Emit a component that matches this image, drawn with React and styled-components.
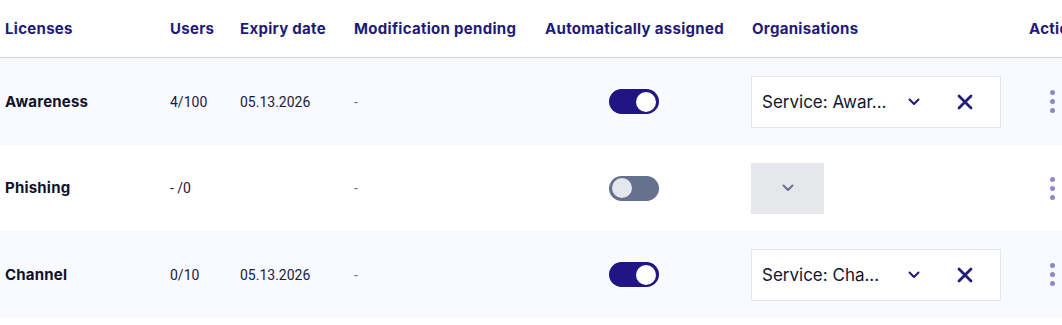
import styled, { createGlobalStyle } from 'styled-components';

const GlobalStyle = createGlobalStyle`
  html, body {
    margin: 0;
    padding: 0;
    background: #ffffff;
    overflow: hidden;
  }
  body {
    font-family: Inter, 'Noto Sans', sans-serif;
  }
`;

const columns = '165px 70px 114px 191px 207px 277px 100px';

const Table = styled.div`
  width: 1124px;
`;

const HeaderRow = styled.div`
  display: grid;
  grid-template-columns: ${columns};
  height: 57px;
  align-items: center;
  border-bottom: 1px solid #c5d3f4;
`;

const HeadCell = styled.div`
  padding-left: 5px;
  font-family: Inter, sans-serif;
  font-weight: 700;
  font-size: 15px;
  color: #1e1a78;
  white-space: nowrap;
  letter-spacing: 0.3px;
`;

const Row = styled.div`
  display: grid;
  grid-template-columns: ${columns};
  height: ${({ $h }) => $h}px;
  align-items: center;
  background: ${({ $striped }) => ($striped ? '#f9faff' : '#ffffff')};
`;

const Cell = styled.div`
  padding-left: ${({ $pad }) => ($pad ?? 5)}px;
  font-family: Roboto, sans-serif;
  font-size: 14px;
  color: #1a1a3a;
  white-space: nowrap;
  display: flex;
  align-items: center;
`;

const Name = styled(Cell)`
  font-family: Inter, sans-serif;
  font-weight: 700;
  font-size: 15px;
  color: #10112a;
  letter-spacing: 0.2px;
  padding-bottom: 1px;
`;

const Muted = styled.span`
  color: #6b7088;
`;

const Switch = styled.div`
  width: 50px;
  height: 25px;
  border-radius: 13px;
  background: ${({ $on }) => ($on ? '#1f1584' : '#66708f')};
  position: relative;
  box-sizing: border-box;

  &::after {
    content: '';
    position: absolute;
    top: 2.5px;
    ${({ $on }) => ($on ? 'right: 3px;' : 'left: 3px;')}
    width: 20px;
    height: 20px;
    border-radius: 50%;
    background: ${({ $on }) => ($on ? '#ffffff' : '#e6e7ee')};
  }
`;

const Select = styled.div`
  width: 250px;
  height: 52px;
  box-sizing: border-box;
  border: 1px solid #e3e4ec;
  background: #ffffff;
  display: flex;
  align-items: center;
  padding-left: 10px;
`;

const SelectText = styled.span`
  flex: 0 0 145px;
  font-family: Inter, sans-serif;
  font-size: 17px;
  color: #14142e;
`;

const IconSlot = styled.span`
  flex: 0 0 auto;
  display: flex;
  align-items: center;
  justify-content: center;
  width: ${({ $w }) => $w}px;
  margin-left: ${({ $gap }) => $gap ?? 0}px;
`;

const EmptySelect = styled.div`
  width: 73px;
  height: 51px;
  background: #e6e7eb;
  display: flex;
  align-items: center;
  justify-content: center;
`;

const Kebab = styled.div`
  display: flex;
  flex-direction: column;
  gap: 4px;

  span {
    width: 5px;
    height: 5px;
    border-radius: 50%;
    background: #8e88c6;
  }
`;

const Chevron = ({ color }) => (
  <svg width="12" height="8" viewBox="0 0 12 8">
    <path d="M1.5 1.5 L6 6 L10.5 1.5" fill="none" stroke={color} strokeWidth="2" strokeLinecap="round" strokeLinejoin="round" />
  </svg>
);

const Cross = () => (
  <svg width="16" height="16" viewBox="0 0 16 16">
    <path d="M2 2 L14 14 M14 2 L2 14" fill="none" stroke="#231c7d" strokeWidth="2.8" strokeLinecap="round" />
  </svg>
);

const rows = [
  { name: 'Awareness', users: '4/100', expiry: '05.13.2026', on: true, org: 'Service: Awar...', h: 87 },
  { name: 'Phishing', users: '- /0', expiry: '', on: false, org: null, h: 86 },
  { name: 'Channel', users: '0/10', expiry: '05.13.2026', on: true, org: 'Service: Cha...', h: 87 },
];

export default function App() {
  return (
    <>
      <GlobalStyle />
      <Table>
        <HeaderRow>
          <HeadCell>Licenses</HeadCell>
          <HeadCell>Users</HeadCell>
          <HeadCell>Expiry date</HeadCell>
          <HeadCell>Modification pending</HeadCell>
          <HeadCell>Automatically assigned</HeadCell>
          <HeadCell>Organisations</HeadCell>
          <HeadCell>Actions</HeadCell>
        </HeaderRow>
        {rows.map((r, i) => (
          <Row key={r.name} $h={r.h} $striped={i % 2 === 0}>
            <Name>{r.name}</Name>
            <Cell>{r.users}</Cell>
            <Cell>{r.expiry}</Cell>
            <Cell><Muted>-</Muted></Cell>
            <Cell $pad={69}><Switch $on={r.on} /></Cell>
            <Cell $pad={4}>
              {r.org ? (
                <Select>
                  <SelectText>{r.org}</SelectText>
                  <IconSlot $w={13}><Chevron color="#231c7d" /></IconSlot>
                  <IconSlot $w={16} $gap={37}><Cross /></IconSlot>
                </Select>
              ) : (
                <EmptySelect><Chevron color="#6b7090" /></EmptySelect>
              )}
            </Cell>
            <Cell $pad={26}>
              <Kebab><span /><span /><span /></Kebab>
            </Cell>
          </Row>
        ))}
      </Table>
    </>
  );
}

----

What to do:
Give back every line exactly as it stands, pictures excluded.

Response to this exercise:
Emit a component that matches this image, drawn with React and styled-components.
import styled, { createGlobalStyle } from 'styled-components';

const GlobalStyle = createGlobalStyle`
  html, body {
    margin: 0;
    padding: 0;
    background: #ffffff;
    overflow: hidden;
  }
  body {
    font-family: Inter, 'Noto Sans', sans-serif;
  }
`;

const columns = '165px 70px 114px 191px 207px 277px 100px';

const Table = styled.div`
  width: 1124px;
`;

const HeaderRow = styled.div`
  display: grid;
  grid-template-columns: ${columns};
  height: 57px;
  align-items: center;
  border-bottom: 1px solid #c5d3f4;
`;

const HeadCell = styled.div`
  padding-left: 5px;
  font-family: Inter, sans-serif;
  font-weight: 700;
  font-size: 15px;
  color: #1e1a78;
  white-space: nowrap;
  letter-spacing: 0.3px;
`;

const Row = styled.div`
  display: grid;
  grid-template-columns: ${columns};
  height: ${({ $h }) => $h}px;
  align-items: center;
  background: ${({ $striped }) => ($striped ? '#f9faff' : '#ffffff')};
`;

const Cell = styled.div`
  padding-left: ${({ $pad }) => ($pad ?? 5)}px;
  font-family: Roboto, sans-serif;
  font-size: 14px;
  color: #1a1a3a;
  white-space: nowrap;
  display: flex;
  align-items: center;
`;

const Name = styled(Cell)`
  font-family: Inter, sans-serif;
  font-weight: 700;
  font-size: 15px;
  color: #10112a;
  letter-spacing: 0.2px;
  padding-bottom: 1px;
`;

const Muted = styled.span`
  color: #6b7088;
`;

const Switch = styled.div`
  width: 50px;
  height: 25px;
  border-radius: 13px;
  background: ${({ $on }) => ($on ? '#1f1584' : '#66708f')};
  position: relative;
  box-sizing: border-box;

  &::after {
    content: '';
    position: absolute;
    top: 2.5px;
    ${({ $on }) => ($on ? 'right: 3px;' : 'left: 3px;')}
    width: 20px;
    height: 20px;
    border-radius: 50%;
    background: ${({ $on }) => ($on ? '#ffffff' : '#e6e7ee')};
  }
`;

const Select = styled.div`
  width: 250px;
  height: 52px;
  box-sizing: border-box;
  border: 1px solid #e3e4ec;
  background: #ffffff;
  display: flex;
  align-items: center;
  padding-left: 10px;
`;

const SelectText = styled.span`
  flex: 0 0 145px;
  font-family: Inter, sans-serif;
  font-size: 17px;
  color: #14142e;
`;

const IconSlot = styled.span`
  flex: 0 0 auto;
  display: flex;
  align-items: center;
  justify-content: center;
  width: ${({ $w }) => $w}px;
  margin-left: ${({ $gap }) => $gap ?? 0}px;
`;

const EmptySelect = styled.div`
  width: 73px;
  height: 51px;
  background: #e6e7eb;
  display: flex;
  align-items: center;
  justify-content: center;
`;

const Kebab = styled.div`
  display: flex;
  flex-direction: column;
  gap: 4px;

  span {
    width: 5px;
    height: 5px;
    border-radius: 50%;
    background: #8e88c6;
  }
`;

const Chevron = ({ color }) => (
  <svg width="12" height="8" viewBox="0 0 12 8">
    <path d="M1.5 1.5 L6 6 L10.5 1.5" fill="none" stroke={color} strokeWidth="2" strokeLinecap="round" strokeLinejoin="round" />
  </svg>
);

const Cross = () => (
  <svg width="16" height="16" viewBox="0 0 16 16">
    <path d="M2 2 L14 14 M14 2 L2 14" fill="none" stroke="#231c7d" strokeWidth="2.8" strokeLinecap="round" />
  </svg>
);

const rows = [
  { name: 'Awareness', users: '4/100', expiry: '05.13.2026', on: true, org: 'Service: Awar...', h: 87 },
  { name: 'Phishing', users: '- /0', expiry: '', on: false, org: null, h: 86 },
  { name: 'Channel', users: '0/10', expiry: '05.13.2026', on: true, org: 'Service: Cha...', h: 87 },
];

export default function App() {
  return (
    <>
      <GlobalStyle />
      <Table>
        <HeaderRow>
          <HeadCell>Licenses</HeadCell>
          <HeadCell>Users</HeadCell>
          <HeadCell>Expiry date</HeadCell>
          <HeadCell>Modification pending</HeadCell>
          <HeadCell>Automatically assigned</HeadCell>
          <HeadCell>Organisations</HeadCell>
          <HeadCell>Actions</HeadCell>
        </HeaderRow>
        {rows.map((r, i) => (
          <Row key={r.name} $h={r.h} $striped={i % 2 === 0}>
            <Name>{r.name}</Name>
            <Cell>{r.users}</Cell>
            <Cell>{r.expiry}</Cell>
            <Cell><Muted>-</Muted></Cell>
            <Cell $pad={69}><Switch $on={r.on} /></Cell>
            <Cell $pad={4}>
              {r.org ? (
                <Select>
                  <SelectText>{r.org}</SelectText>
                  <IconSlot $w={13}><Chevron color="#231c7d" /></IconSlot>
                  <IconSlot $w={16} $gap={37}><Cross /></IconSlot>
                </Select>
              ) : (
                <EmptySelect><Chevron color="#6b7090" /></EmptySelect>
              )}
            </Cell>
            <Cell $pad={26}>
              <Kebab><span /><span /><span /></Kebab>
            </Cell>
          </Row>
        ))}
      </Table>
    </>
  );
}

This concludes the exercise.